I'd be prepared to give him a shot in the same way that I would with AVB. Would the age of AVB be an issue at Liverpool like it was at Chelsea? I doubt it because there's a few new and young players who haven't been coached at this level before in the same way that the Chelsea players had worked with up to World Cup Winners. Sure there are a couple who can make reference to Rafa but given how without a on-field vision Liverpool appear to me, as an outsider, they could really play an important part in instilling a consistent, attractive and modern footballing philosophy. It's what Rafa was aiming to do after all wasn't it?
Goochie wrote:
To be fair, until King left it was working, the problem in the first season was that we didn't replace King's hard work or aerial ability up front.
Bayern Munich's mission statement is "More than 1-0" which, despite its corporate influence is I think a lovely way of capturing that sometimes football (or sport for that matter) is more than just whether its working. When you have a manager who has dominated English football by having pretty much each of his sides go and do that then why shouldn't that be the aim for them all?
The most amusing facet of Dalglish being sacked for an Evertonian like myself is that none of presently touted 'successors' mentioned are even remotely able to measure up to David Moyes.
Lambert, Martinez and Rodgers - whilst both doing fantasticly commendable jobs at their respective clubs, realistically they are of an ever lower stature in terms of clubs, experience and European presence than Hodgson was when appointed.
AVB would be a colossal risk after his spell at Chelsea and one wonders how long would Fenway Sports Group be prepared to wait for him to establish his style of football and management without success.
Benitez or a recognised European name would be a decent appointment. Either way - Liverpool losing 2 managers in 15 months makes the Blue half of Merseyside even hungrier to push the knife in next season. Next victim.
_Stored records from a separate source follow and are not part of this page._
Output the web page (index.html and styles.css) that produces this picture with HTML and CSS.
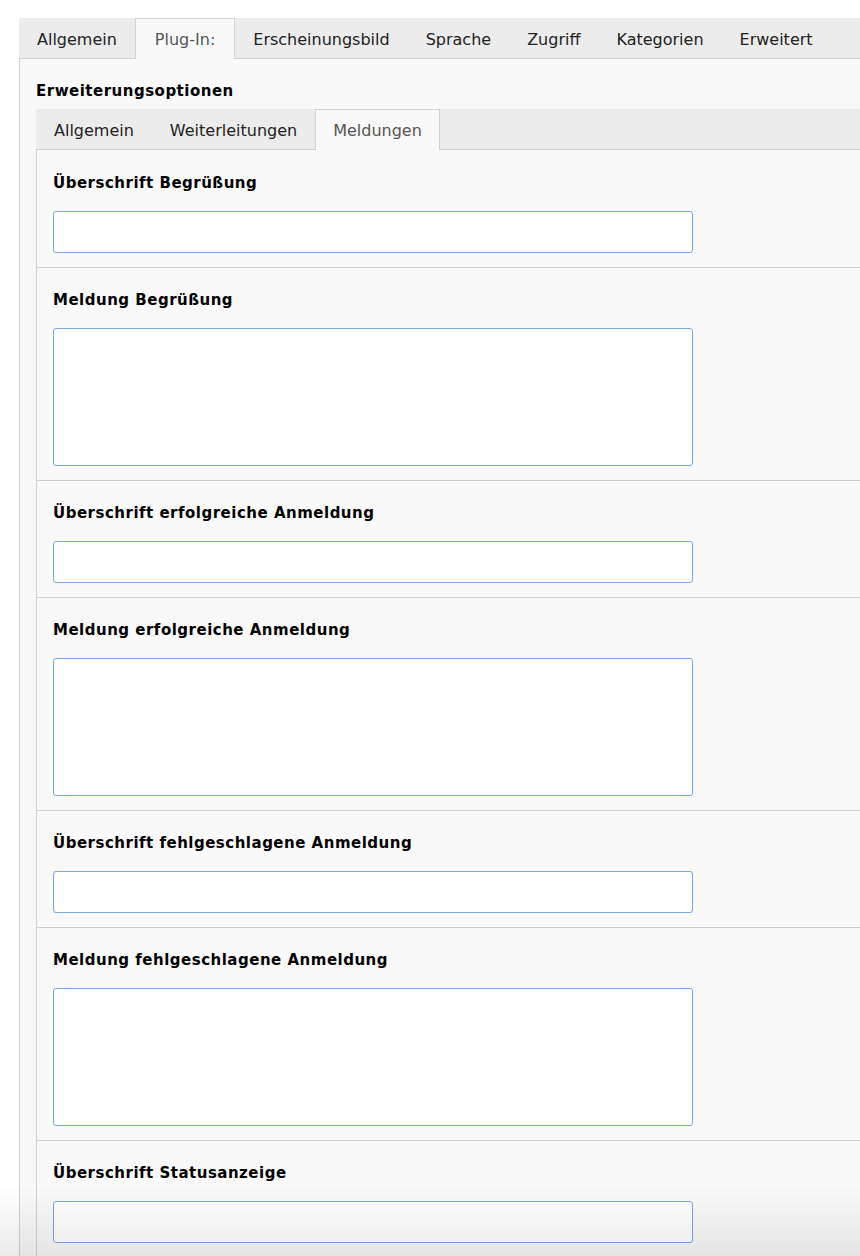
FILE: index.html
```html
<!DOCTYPE html>
<html lang="de">

<head>
    <meta charset="UTF-8">
    <meta name="viewport" content="width=device-width, initial-scale=1.0">
    <title>Plug-In Optionen</title>
    <link rel="stylesheet" href="styles.css">
</head>

<body>
    <div class="editor">
        <ul class="tabs tabs-main">
            <li class="tab">Allgemein</li>
            <li class="tab active">Plug-In:</li>
            <li class="tab">Erscheinungsbild</li>
            <li class="tab">Sprache</li>
            <li class="tab">Zugriff</li>
            <li class="tab">Kategorien</li>
            <li class="tab">Erweitert</li>
        </ul>
        <div class="panel">
            <h3 class="section-title">Erweiterungsoptionen</h3>
            <ul class="tabs">
                <li class="tab">Allgemein</li>
                <li class="tab">Weiterleitungen</li>
                <li class="tab active">Meldungen</li>
            </ul>
            <div class="sub-panel">
                <div class="field">
                    <label class="field-label">Überschrift Begrüßung</label>
                    <input class="field-input" type="text">
                </div>
                <div class="field">
                    <label class="field-label">Meldung Begrüßung</label>
                    <textarea class="field-input field-area"></textarea>
                </div>
                <div class="field">
                    <label class="field-label">Überschrift erfolgreiche Anmeldung</label>
                    <input class="field-input" type="text">
                </div>
                <div class="field">
                    <label class="field-label">Meldung erfolgreiche Anmeldung</label>
                    <textarea class="field-input field-area"></textarea>
                </div>
                <div class="field">
                    <label class="field-label">Überschrift fehlgeschlagene Anmeldung</label>
                    <input class="field-input" type="text">
                </div>
                <div class="field">
                    <label class="field-label">Meldung fehlgeschlagene Anmeldung</label>
                    <textarea class="field-input field-area"></textarea>
                </div>
                <div class="field">
                    <label class="field-label">Überschrift Statusanzeige</label>
                    <input class="field-input" type="text">
                </div>
            </div>
        </div>
    </div>
    <div class="fade"></div>
</body>

</html>
```

FILE: styles.css
```css
body {
    margin: 0;
    background: #fff;
    font-family: "DejaVu Sans", Verdana, sans-serif;
    font-size: 16px;
    color: #222;
    overflow: hidden;
}

.editor {
    margin: 18px 0 0 19px;
}

.tabs {
    list-style: none;
    margin: 0;
    padding: 0;
    display: flex;
    height: 40px;
    background: #ececec;
    border-bottom: 1px solid #cfcfcf;
}

.tab {
    display: flex;
    align-items: center;
    padding: 0 17px;
    border: 1px solid transparent;
    border-bottom: none;
    margin-bottom: -1px;
    color: #222;
}

.tab.active {
    background: #f9f9f9;
    border-color: #d2d2d2;
    color: #555;
}

.tabs-main .tab.active {
    padding: 0 19px;
}

.panel {
    background: #f9f9f9;
    border-left: 1px solid #d0d0d0;
    padding: 22px 0 0 16px;
    min-height: 1300px;
}

.section-title {
    margin: 0 0 8px;
    font-size: 15px;
    line-height: 20px;
    font-weight: bold;
    letter-spacing: 0.5px;
    color: #000;
}

.sub-panel {
    border-left: 1px solid #d0d0d0;
    padding-top: 1px;
}

.field {
    display: flex;
    flex-direction: column;
    align-items: flex-start;
    padding: 22px 16px 14px;
    border-bottom: 1px solid #cfcfcf;
}

.field-label {
    font-size: 15px;
    line-height: 20px;
    font-weight: bold;
    letter-spacing: 0.5px;
    color: #000;
    margin-bottom: 18px;
}

.field-input {
    box-sizing: border-box;
    width: 640px;
    height: 42px;
    margin: 0;
    border: 1px solid #7aa7e0;
    border-radius: 3px;
    background: #fff;
    font-family: inherit;
    font-size: 14px;
    padding: 4px 8px;
}

.field-area {
    height: 138px;
    resize: none;
    display: block;
}

.fade {
    position: fixed;
    left: 0;
    right: 0;
    bottom: 0;
    height: 70px;
    pointer-events: none;
    background-image: linear-gradient(to bottom, rgba(0, 0, 0, 0) 0%, rgba(0, 0, 0, .08) 100%);
}
```
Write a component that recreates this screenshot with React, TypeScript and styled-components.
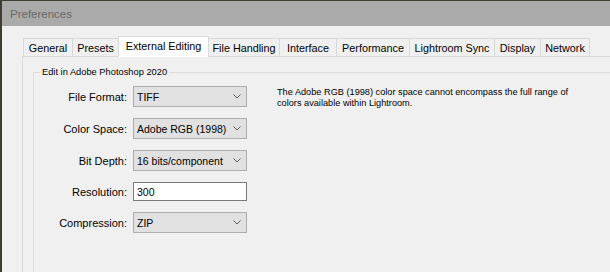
import React from "react";
import styled, { createGlobalStyle } from "styled-components";

const GlobalStyle = createGlobalStyle`
  html, body {
    margin: 0;
    padding: 0;
    overflow: hidden;
    background: #3f3d33;
  }
  body {
    font-family: "Liberation Sans", Arial, sans-serif;
    color: #000;
  }
`;

const tabs = [
  { label: "General", width: 50 },
  { label: "Presets", width: 47 },
  { label: "External Editing", width: 91 },
  { label: "File Handling", width: 72 },
  { label: "Interface", width: 58 },
  { label: "Performance", width: 74 },
  { label: "Lightroom Sync", width: 86 },
  { label: "Display", width: 47 },
  { label: "Network", width: 50 },
];

const Chevron = () => (
  <svg width="8" height="5" viewBox="0 0 8 5">
    <polyline
      points="0.5,0.5 4,4 7.5,0.5"
      fill="none"
      stroke="#5c5c5c"
      strokeWidth="1"
    />
  </svg>
);

const Select: React.FC<{ value: string }> = ({ value }) => (
  <SelectBoxStyled>
    <span>{value}</span>
    <Chevron />
  </SelectBoxStyled>
);

const App = () => {
  const active = "External Editing";

  return (
    <>
      <GlobalStyle />
      <WindowStyled>
        <TitleBarStyled>Preferences</TitleBarStyled>
        <BodyStyled>
          <TabRowStyled>
            {tabs.map((t) => (
              <TabStyled key={t.label} $w={t.width} $active={t.label === active}>
                {t.label}
              </TabStyled>
            ))}
          </TabRowStyled>
          <PanelStyled>
            <GroupBoxStyled>
              <LegendStyled>Edit in Adobe Photoshop 2020</LegendStyled>
              <GroupContentStyled>
                <FormStyled>
                  <LabelStyled>File Format:</LabelStyled>
                  <Select value="TIFF" />
                  <LabelStyled>Color Space:</LabelStyled>
                  <Select value="Adobe RGB (1998)" />
                  <LabelStyled>Bit Depth:</LabelStyled>
                  <Select value="16 bits/component" />
                  <LabelStyled>Resolution:</LabelStyled>
                  <TextInputStyled>300</TextInputStyled>
                  <LabelStyled>Compression:</LabelStyled>
                  <Select value="ZIP" />
                </FormStyled>
                <NoteStyled>
                  The Adobe RGB (1998) color space cannot encompass the full range of
                  <br />
                  colors available within Lightroom.
                </NoteStyled>
              </GroupContentStyled>
            </GroupBoxStyled>
          </PanelStyled>
        </BodyStyled>
      </WindowStyled>
    </>
  );
};

const WindowStyled = styled.div`
  margin: 1px 0 0 2px;
  width: 608px;
  height: 271px;
  overflow: hidden;
  background: #f0f0f0;
  display: flex;
  flex-direction: column;
`;

const TitleBarStyled = styled.div`
  height: 25px;
  flex-shrink: 0;
  background: #aaaaaa;
  color: #686868;
  font-size: 11.5px;
  display: flex;
  align-items: center;
  padding-left: 8px;
`;

const BodyStyled = styled.div`
  flex: 1;
  min-height: 0;
  display: flex;
  flex-direction: column;
  padding: 10px 0 0 20px;
`;

const TabRowStyled = styled.div`
  display: flex;
  align-items: flex-end;
  height: 20px;
  flex-shrink: 0;
  padding-left: 1px;
`;

const TabStyled = styled.div<{ $w: number; $active?: boolean }>`
  box-sizing: border-box;
  width: ${(p) => p.$w}px;
  height: ${(p) => (p.$active ? 21 : 18)}px;
  margin-right: -1px;
  margin-bottom: ${(p) => (p.$active ? -1 : 0)}px;
  border: 1px solid #d9d9d9;
  border-bottom: none;
  background: ${(p) => (p.$active ? "#ffffff" : "#f0f0f0")};
  position: relative;
  z-index: ${(p) => (p.$active ? 2 : 1)};
  font-size: 10.8px;
  display: flex;
  align-items: center;
  justify-content: center;
  padding-bottom: ${(p) => (p.$active ? 3 : 0)}px;
  white-space: nowrap;
`;

const PanelStyled = styled.div`
  flex: 1;
  min-height: 0;
  border-top: 1px solid #d9d9d9;
  border-left: 1px solid #d9d9d9;
  background: #f0f0f0;
  padding: 15px 0 0 10px;
  display: flex;
  flex-direction: column;
`;

const GroupBoxStyled = styled.div`
  position: relative;
  flex: 1;
  border-top: 1px solid #dcdcdc;
  border-left: 1px solid #dcdcdc;
  padding-top: 13px;
`;

const LegendStyled = styled.div`
  position: absolute;
  top: -6px;
  left: 6px;
  padding: 0 2px;
  background: #f0f0f0;
  font-size: 9.3px;
  line-height: 11px;
  white-space: nowrap;
`;

const GroupContentStyled = styled.div`
  display: flex;
  align-items: flex-start;
`;

const FormStyled = styled.div`
  display: grid;
  grid-template-columns: 93px 114px;
  grid-template-rows: 21px 21px 21px 19px 21px;
  column-gap: 6px;
  row-gap: 11px;
  align-items: center;
`;

const LabelStyled = styled.div`
  text-align: right;
  font-size: 11px;
  white-space: nowrap;
`;

const SelectBoxStyled = styled.div`
  box-sizing: border-box;
  height: 21px;
  border: 1px solid #adadad;
  background: #e1e1e1;
  display: flex;
  align-items: center;
  justify-content: space-between;
  padding: 0 5px 0 3px;
  font-size: 10.5px;
  white-space: nowrap;
`;

const TextInputStyled = styled.div`
  box-sizing: border-box;
  height: 19px;
  border: 1px solid #7a7a7a;
  background: #ffffff;
  display: flex;
  align-items: center;
  padding-left: 3px;
  font-size: 10.5px;
`;

const NoteStyled = styled.div`
  margin: 1px 0 0 30px;
  font-size: 9.2px;
  line-height: 11px;
  white-space: nowrap;
`;

export default App;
Yeah, he's going to leave Real Madrid, managing Cristiano Ronaldo, to go to Liverpool and manage Andy Carroll.
There was a time I truly dreaded Mourinho going to Liverpool. My worst nightmare. But that nightmare has passed.
I'm sure he'd relish the challenge of revitalising the fortunes of the second biggest club in the biggest league in the world, especially if he gets a couple of hundred million quid bunged his way to do it. There's nowhere else for him to go at the moment if he leaves Real after all: Mancini is safe at City now for the time being, he'll never go back to Chelsea or Inter, Ferguson's going nowhere for a few years yet (and I doubt United would put up with his sideshow anyway), Arsenal will lumber on with Wenger indefinitely, the whole of Spain would implode if he went to Barca, and Juve/Milan are doing very nicely with their current incumbents, thank you very much. I very much doubt there are any other clubs big enough for him. He's been at Real for 2 years and hasn't won the European Cup and so is well overdue a sacking - I can easily see him in a Liverpool shellsuit next season if that happens and the Yanks give him a decent sized warchest to rebuild with. Dear God I hope so...
Last edited by Northampton_Saint on Thu May 17, 2012 1:43 am, edited 1 time in total.
No, no, no, no, no, NO!!! He achieved little but spending huge amounts of money on dozens of awful players, lucking a European cup and blowing what should have been a nailed-on title in a very poor league in 6 years last time 'round - how the hell could that justify giving him another go? We'd be better off reinstating Dalglish again frankly.
No, no, no, no, no, NO!!! He achieved little but spending huge amounts of money on dozens of awful players, lucking a European cup and blowing what should have been a nailed-on title in a very poor league in 6 years last time 'round - how the hell could that justify giving him another go? We'd be better off reinstating Dalglish again frankly.
That'd work - Let the chaos continue.